First of all, having followed the global warming controversy for the last five years, I was thrilled to meet many of the heavyweight skeptics: Fred Singer, Myron Ebell, Willie Soon, John Christy, Steve and Ross. I also enjoyed chatting with various staffers from the hill (Peter Spencer – House Energy & Commerce Committee; Paul Georgia – Senate Republican Policy Committee; John Shanahan – Senate Committee on Environment and Public Works) as well as David Douglas (Physics professor from U Rochester), the two BBC reporters mentioned in my previous post, and a post-doc from Lamont-Doherty who had studied under Henry Pollack (the first presenter — a borehole expert from U Michigan). In hind-sight I should have tried to talk to more people, especially the non-skeptics, but this being my first foray to such an event I was a bit shy.
I did spend some time talking with Doug Nychka, the statistics guy from NCAR who is on the panel. He seemed like a very fair analyst and quite open minded. In spite of his position at NCAR he did not seem to have a pre-determined point of view on the issues at hand, and in fact told me that much of his work at NCAR is related to issues outside of global warming.
I thought Ross and Steve did a good job of presenting their arguments and were well received. It was clear that they were non-climate scientists speaking into an audience consisting primarily of climate scientists. The dialogue between the panel and Steve and Ross was dynamic and I felt that the panel were at least listening to their viewpoint. Conversely, some of the presenters were clearly dismissive of Steve’s work in their presentations.

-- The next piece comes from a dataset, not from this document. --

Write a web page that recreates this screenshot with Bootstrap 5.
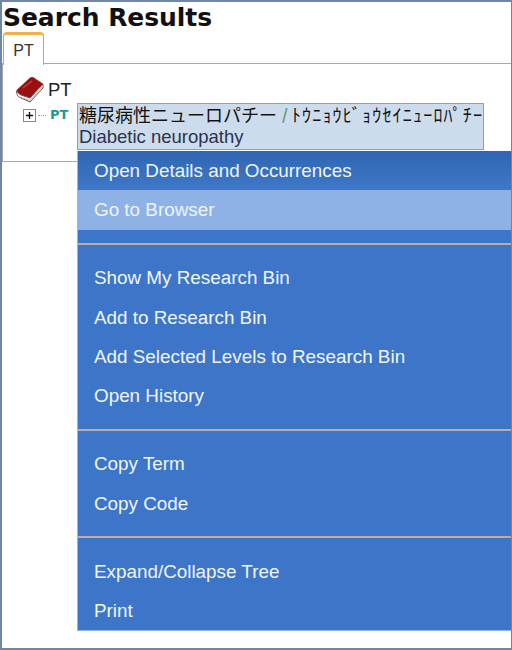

Some brief highlights of the presentations (I trust that Steve will have much more to say):
- Hans Von Storch was adamant that paleo-climate researchers must make their data available. He showed a chart suggesting that recent temperature trends were highly correlated to the level of unemployment in Germany (upstaging Steve who later showed a chart relating temperature trends to an index of dot.com stock prices)
- Roseanne D’Arrigo spoke about the necessity to “cherry-pick” trees used in tree-ring studies. Apparently this is taken for granted in the dendro community.
- Dan Schrag cited reductions in the Kilimanjaro glacier as justification for AGW theory!
- Mike Mann was not in attendance on Thursday when most of the event occurred. He gave his presentation Friday morning and then bolted during the open discussion. He was the only presenter to make himself scarce after his presentation. All the others were there for at least half of Thursday if not the whole day. Mann pointed out that the work done for MBH98 was actually done almost 10 years ago, and that the PC algorithm had been supplanted by his more recent RegEM methodology.
A few comments on the panel:
- Some of the most probing questions were asked by Kurt Cuffey of Berkeley, previously noted on this blog as having published the following:
"Mounting evidence has forced an end to any serious scientific debate on whether humans are causing global warming. This is an event of historical significance, but one obscured from public view by the arcane technical literature and the noise generated by perpetual partisans."
Cuffey also asked most of the presenters whether the science was such that we could determine the average century-scale temperature 1000 years ago within 0.5 degrees centigrade. Every presenter said “Åno’ — except for Mann who claimed we know the average century-scale temperature 1000 years ago within 0.2 degrees centigrade.
- John Christy asked Mann about the r2 statistic. Mann said it was an inappropriate measure for these types of analyses. I look forward to Steve’s comments in this regard.
At the end of the first day there was an open discussion where members of the audience were invited to speak. 2 comments I found interesting:
- The chief of staff of the House Science Committee (didn’t get his name) pointed out that the defined task taken on by the committee was different from the task actually requested of NAS by the House Science Committee. Apparently NAS management altered the task. Unfortunately I don’t know where to find a description of the request from the House. The task taken on by the panel can be found on the NAS website.
- A staff scientist from Pew said he was anxious to hear the viewpoint of the committee in order to better inform his client. He seemed open minded.
With regard to the above comment by the House Science Committee chief of staff, a prominent member of the audience with much experience in the on-going AGW debate suggested to me that NAS management altered the task in order to pre-determine the outcome of the committee’s report, so as not to upset the status quo in the scientific community.